◆ Data for this exercise ◆
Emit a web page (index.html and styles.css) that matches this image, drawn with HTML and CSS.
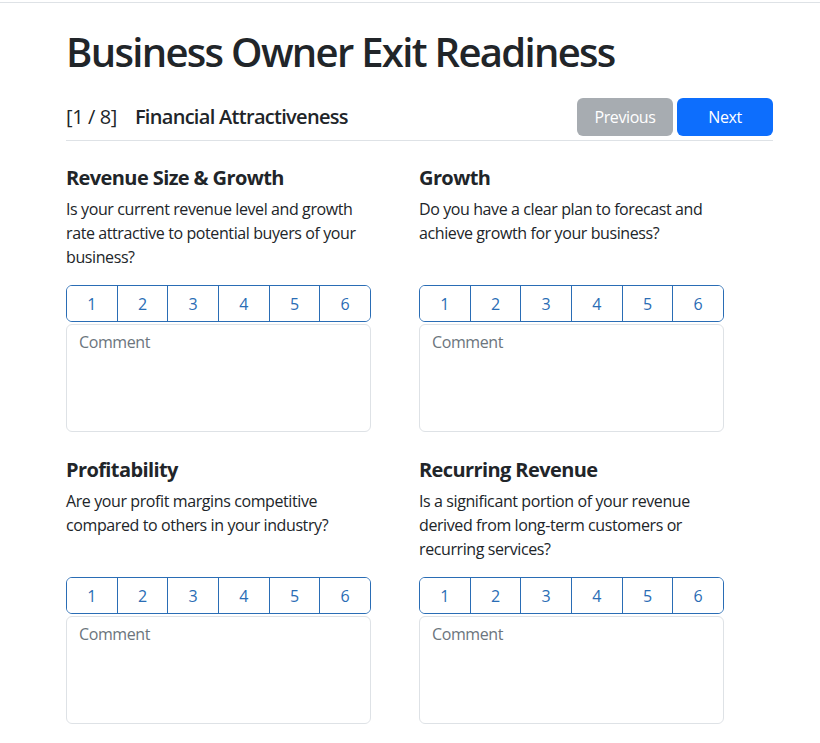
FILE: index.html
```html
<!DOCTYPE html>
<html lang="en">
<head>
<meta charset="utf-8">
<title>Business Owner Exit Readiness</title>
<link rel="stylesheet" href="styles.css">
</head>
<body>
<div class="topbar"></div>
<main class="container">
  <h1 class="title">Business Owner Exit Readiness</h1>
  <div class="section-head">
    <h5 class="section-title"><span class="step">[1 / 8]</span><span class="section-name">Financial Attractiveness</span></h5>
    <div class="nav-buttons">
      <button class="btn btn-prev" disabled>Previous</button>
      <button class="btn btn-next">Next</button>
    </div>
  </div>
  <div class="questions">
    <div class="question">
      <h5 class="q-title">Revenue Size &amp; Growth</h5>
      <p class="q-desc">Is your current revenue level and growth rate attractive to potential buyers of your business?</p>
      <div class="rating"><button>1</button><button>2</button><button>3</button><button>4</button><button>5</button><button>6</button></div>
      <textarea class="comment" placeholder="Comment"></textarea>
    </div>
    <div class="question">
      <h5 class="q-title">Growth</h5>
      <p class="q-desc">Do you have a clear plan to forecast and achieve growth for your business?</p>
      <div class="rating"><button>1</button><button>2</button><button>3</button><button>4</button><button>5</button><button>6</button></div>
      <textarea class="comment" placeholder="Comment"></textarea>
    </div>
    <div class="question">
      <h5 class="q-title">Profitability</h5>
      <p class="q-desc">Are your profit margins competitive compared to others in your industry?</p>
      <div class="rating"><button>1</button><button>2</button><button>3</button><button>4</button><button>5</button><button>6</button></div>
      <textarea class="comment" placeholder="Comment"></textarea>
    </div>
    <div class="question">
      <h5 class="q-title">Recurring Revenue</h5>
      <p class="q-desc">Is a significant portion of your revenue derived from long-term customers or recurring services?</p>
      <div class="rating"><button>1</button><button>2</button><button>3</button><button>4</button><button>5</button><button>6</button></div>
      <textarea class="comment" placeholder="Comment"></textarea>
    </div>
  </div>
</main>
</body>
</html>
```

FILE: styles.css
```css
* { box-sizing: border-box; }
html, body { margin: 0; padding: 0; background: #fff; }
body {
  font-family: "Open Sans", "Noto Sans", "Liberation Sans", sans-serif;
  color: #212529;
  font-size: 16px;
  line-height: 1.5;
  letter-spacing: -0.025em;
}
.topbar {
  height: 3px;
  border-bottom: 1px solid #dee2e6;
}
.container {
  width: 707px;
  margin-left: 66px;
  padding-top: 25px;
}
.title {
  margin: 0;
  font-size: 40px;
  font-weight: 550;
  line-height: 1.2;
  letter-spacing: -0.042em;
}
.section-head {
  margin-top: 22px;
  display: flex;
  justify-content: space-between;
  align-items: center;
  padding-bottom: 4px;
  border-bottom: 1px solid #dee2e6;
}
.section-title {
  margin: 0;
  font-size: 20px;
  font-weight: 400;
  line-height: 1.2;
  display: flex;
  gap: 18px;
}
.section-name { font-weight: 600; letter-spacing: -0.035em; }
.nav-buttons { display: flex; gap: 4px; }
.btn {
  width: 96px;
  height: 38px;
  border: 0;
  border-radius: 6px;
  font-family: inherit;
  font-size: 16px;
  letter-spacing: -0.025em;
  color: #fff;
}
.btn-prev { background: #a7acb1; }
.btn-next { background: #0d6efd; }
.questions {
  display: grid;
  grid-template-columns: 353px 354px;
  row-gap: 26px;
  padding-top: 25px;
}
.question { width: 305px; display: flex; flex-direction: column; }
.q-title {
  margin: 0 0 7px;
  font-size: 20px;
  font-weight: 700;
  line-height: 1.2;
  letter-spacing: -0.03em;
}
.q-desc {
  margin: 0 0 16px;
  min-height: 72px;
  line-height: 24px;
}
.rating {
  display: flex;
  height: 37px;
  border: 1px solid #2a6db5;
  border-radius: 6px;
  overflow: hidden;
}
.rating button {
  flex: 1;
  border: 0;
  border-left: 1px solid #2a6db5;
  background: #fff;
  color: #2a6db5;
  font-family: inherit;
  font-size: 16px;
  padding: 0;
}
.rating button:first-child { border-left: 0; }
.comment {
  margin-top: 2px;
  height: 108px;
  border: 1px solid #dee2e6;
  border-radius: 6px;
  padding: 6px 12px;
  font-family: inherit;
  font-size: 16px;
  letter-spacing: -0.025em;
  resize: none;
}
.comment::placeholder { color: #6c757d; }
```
--
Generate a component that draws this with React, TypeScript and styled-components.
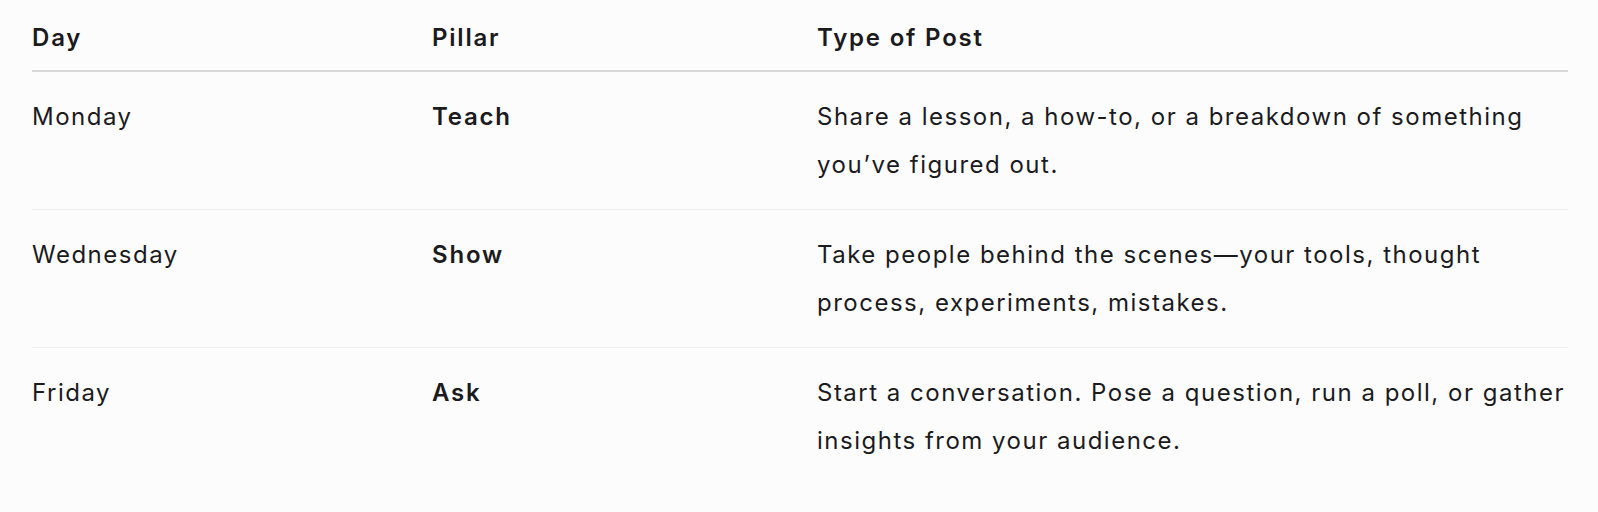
---
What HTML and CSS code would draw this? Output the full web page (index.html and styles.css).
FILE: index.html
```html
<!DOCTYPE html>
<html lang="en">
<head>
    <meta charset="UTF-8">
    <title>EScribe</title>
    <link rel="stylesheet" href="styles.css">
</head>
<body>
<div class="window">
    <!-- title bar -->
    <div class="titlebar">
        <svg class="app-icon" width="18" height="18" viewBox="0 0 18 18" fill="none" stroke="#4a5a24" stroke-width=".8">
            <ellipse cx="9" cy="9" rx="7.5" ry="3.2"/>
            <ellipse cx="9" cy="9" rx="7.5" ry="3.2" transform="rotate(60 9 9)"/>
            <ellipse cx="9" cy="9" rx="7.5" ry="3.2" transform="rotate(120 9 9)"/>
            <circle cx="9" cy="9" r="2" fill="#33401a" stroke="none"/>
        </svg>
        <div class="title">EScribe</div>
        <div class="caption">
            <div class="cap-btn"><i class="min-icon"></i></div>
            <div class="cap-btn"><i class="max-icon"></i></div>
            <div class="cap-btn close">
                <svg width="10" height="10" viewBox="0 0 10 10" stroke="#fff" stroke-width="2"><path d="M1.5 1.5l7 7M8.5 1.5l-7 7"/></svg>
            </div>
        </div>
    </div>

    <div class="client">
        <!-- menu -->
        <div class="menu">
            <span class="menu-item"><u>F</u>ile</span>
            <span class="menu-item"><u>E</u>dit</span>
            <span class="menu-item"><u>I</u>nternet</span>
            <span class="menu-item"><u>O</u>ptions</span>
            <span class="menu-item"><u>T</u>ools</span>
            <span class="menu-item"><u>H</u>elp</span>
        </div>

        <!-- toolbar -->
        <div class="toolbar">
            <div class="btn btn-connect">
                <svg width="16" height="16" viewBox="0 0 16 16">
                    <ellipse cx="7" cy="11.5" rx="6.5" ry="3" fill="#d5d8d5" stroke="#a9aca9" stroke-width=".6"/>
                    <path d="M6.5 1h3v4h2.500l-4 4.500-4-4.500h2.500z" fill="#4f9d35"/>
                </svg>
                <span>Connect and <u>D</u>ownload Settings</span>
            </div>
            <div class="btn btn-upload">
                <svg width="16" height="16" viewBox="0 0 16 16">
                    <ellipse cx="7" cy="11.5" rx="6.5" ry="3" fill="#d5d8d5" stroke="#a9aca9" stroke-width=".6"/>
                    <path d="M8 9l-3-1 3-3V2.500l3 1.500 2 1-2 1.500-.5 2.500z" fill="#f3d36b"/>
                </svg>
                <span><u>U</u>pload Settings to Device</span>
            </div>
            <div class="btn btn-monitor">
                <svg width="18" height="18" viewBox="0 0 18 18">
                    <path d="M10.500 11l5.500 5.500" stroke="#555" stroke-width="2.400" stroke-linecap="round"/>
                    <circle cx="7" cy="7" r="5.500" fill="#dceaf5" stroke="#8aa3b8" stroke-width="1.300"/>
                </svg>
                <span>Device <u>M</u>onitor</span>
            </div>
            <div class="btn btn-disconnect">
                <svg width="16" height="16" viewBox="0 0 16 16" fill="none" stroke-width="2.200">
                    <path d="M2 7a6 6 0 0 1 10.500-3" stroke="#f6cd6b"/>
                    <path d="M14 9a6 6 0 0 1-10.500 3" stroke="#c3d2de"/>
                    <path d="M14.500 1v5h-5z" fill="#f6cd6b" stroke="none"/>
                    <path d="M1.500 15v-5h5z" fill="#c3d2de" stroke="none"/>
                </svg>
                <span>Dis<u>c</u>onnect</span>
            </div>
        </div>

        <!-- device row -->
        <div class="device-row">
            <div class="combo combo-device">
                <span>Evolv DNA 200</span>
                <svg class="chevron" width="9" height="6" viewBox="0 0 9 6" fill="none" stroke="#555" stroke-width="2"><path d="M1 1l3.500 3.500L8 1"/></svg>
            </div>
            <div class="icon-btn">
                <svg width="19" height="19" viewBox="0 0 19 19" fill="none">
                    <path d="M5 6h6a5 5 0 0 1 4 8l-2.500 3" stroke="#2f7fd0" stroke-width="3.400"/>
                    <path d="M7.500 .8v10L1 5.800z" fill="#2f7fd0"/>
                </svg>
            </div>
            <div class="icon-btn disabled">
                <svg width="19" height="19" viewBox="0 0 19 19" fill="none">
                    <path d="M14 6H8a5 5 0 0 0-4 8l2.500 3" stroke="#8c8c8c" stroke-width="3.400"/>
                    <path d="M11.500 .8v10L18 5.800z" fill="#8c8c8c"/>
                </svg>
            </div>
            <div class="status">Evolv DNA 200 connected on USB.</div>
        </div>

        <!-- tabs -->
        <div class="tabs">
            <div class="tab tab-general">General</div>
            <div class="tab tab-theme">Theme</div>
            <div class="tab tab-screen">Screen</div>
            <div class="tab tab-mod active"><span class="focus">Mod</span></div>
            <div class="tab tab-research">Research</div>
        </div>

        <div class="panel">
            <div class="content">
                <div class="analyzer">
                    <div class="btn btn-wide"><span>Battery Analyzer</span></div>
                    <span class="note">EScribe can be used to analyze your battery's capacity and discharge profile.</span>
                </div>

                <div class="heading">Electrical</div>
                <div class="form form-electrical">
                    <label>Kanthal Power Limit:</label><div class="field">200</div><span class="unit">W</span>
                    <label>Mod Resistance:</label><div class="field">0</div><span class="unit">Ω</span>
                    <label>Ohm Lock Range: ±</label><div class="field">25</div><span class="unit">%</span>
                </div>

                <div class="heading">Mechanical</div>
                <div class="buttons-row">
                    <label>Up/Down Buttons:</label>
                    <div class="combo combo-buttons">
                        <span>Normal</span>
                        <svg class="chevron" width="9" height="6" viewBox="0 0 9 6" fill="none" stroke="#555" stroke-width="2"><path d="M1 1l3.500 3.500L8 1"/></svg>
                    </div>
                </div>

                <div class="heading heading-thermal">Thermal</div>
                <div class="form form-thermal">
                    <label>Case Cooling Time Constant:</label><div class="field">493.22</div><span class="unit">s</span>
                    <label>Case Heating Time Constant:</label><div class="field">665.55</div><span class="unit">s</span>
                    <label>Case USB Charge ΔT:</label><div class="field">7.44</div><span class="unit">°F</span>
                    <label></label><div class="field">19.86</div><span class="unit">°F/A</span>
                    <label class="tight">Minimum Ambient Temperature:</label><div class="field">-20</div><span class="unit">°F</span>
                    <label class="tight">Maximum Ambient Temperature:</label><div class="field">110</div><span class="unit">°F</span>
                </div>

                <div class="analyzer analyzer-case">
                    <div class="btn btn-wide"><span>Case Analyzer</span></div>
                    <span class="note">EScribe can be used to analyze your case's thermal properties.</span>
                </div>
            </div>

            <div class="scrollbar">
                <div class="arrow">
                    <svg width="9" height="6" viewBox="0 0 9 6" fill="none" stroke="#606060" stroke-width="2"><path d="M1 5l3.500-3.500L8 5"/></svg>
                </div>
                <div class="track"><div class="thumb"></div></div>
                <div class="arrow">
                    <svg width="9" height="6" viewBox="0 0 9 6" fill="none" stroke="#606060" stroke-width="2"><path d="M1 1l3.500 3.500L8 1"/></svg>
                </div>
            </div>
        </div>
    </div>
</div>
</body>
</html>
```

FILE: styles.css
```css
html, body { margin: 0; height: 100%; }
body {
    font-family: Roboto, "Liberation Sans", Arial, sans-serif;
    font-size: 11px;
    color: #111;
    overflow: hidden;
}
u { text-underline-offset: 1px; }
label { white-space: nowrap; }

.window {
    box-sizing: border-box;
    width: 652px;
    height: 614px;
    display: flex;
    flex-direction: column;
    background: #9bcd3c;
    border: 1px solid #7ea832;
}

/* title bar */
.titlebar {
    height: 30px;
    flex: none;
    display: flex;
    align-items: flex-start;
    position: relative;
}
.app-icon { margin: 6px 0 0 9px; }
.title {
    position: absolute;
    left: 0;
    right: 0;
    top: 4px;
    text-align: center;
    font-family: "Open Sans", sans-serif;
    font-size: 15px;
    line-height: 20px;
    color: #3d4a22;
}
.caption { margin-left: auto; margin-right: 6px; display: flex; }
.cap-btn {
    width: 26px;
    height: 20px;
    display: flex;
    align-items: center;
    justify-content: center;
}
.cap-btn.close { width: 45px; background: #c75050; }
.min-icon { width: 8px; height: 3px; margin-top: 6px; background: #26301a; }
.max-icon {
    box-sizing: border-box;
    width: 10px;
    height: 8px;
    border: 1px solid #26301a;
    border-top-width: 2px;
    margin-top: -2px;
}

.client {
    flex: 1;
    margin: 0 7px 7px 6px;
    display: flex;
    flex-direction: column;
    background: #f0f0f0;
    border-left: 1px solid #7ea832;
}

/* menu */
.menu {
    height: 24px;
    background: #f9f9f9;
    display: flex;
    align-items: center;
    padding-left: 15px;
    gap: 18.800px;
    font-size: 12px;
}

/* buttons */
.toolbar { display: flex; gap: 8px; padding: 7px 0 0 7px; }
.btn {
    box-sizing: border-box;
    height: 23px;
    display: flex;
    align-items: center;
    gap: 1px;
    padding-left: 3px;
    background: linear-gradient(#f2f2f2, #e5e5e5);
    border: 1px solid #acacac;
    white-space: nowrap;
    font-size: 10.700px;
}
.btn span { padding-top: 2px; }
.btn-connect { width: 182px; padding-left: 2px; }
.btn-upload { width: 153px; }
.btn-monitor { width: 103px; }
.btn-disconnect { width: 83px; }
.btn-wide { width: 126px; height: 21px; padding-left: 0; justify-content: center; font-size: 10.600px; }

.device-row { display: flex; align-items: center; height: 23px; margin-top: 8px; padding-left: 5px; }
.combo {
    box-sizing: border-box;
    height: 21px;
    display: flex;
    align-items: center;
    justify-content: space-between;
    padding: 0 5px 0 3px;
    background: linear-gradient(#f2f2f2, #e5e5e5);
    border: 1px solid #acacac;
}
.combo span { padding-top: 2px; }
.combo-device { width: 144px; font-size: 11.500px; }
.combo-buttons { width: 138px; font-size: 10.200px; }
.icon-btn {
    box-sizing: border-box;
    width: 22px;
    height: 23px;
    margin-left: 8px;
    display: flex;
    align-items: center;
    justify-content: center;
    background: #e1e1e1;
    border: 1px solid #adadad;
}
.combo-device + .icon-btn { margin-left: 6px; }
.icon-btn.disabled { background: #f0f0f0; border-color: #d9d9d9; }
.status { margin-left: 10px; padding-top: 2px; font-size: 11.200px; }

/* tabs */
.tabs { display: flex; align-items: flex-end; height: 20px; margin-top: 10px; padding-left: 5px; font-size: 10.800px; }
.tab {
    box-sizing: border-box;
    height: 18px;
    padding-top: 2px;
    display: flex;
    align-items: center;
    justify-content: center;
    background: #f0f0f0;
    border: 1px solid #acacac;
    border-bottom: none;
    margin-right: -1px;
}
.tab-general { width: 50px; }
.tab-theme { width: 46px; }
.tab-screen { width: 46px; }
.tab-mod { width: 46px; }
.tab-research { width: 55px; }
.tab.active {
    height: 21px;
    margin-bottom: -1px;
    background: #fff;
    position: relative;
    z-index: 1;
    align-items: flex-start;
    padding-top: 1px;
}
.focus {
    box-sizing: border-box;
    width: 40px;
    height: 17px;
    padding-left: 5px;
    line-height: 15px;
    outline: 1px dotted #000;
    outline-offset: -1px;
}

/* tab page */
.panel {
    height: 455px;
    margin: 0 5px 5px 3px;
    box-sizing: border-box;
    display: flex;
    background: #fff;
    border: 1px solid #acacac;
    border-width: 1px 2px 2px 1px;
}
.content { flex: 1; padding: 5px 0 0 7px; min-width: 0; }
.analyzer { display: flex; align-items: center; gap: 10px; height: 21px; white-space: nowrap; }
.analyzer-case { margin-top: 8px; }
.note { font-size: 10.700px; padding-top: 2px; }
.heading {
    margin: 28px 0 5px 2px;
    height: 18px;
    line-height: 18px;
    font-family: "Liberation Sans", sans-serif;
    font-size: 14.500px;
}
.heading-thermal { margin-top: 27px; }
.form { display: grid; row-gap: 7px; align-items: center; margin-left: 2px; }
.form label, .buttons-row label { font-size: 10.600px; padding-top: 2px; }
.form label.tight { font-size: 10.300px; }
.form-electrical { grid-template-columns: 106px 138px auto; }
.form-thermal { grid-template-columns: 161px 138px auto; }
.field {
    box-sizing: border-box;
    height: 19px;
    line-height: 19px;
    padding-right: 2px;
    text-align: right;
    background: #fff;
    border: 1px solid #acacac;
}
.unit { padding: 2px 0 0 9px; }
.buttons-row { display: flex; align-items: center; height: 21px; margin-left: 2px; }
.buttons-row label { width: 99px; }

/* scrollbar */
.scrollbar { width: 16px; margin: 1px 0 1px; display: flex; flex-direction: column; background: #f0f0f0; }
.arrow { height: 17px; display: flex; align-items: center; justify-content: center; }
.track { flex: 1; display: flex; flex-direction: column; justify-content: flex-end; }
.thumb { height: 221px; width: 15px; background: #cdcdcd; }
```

◆ Your goal ◆
Select all lines in the listing that include the word "styles".

◆ Result below ◆
Emit a web page (index.html and styles.css) that matches this image, drawn with HTML and CSS.
<link rel="stylesheet" href="styles.css">
FILE: styles.css
What HTML and CSS code would draw this? Output the full web page (index.html and styles.css).
    <link rel="stylesheet" href="styles.css">
FILE: styles.css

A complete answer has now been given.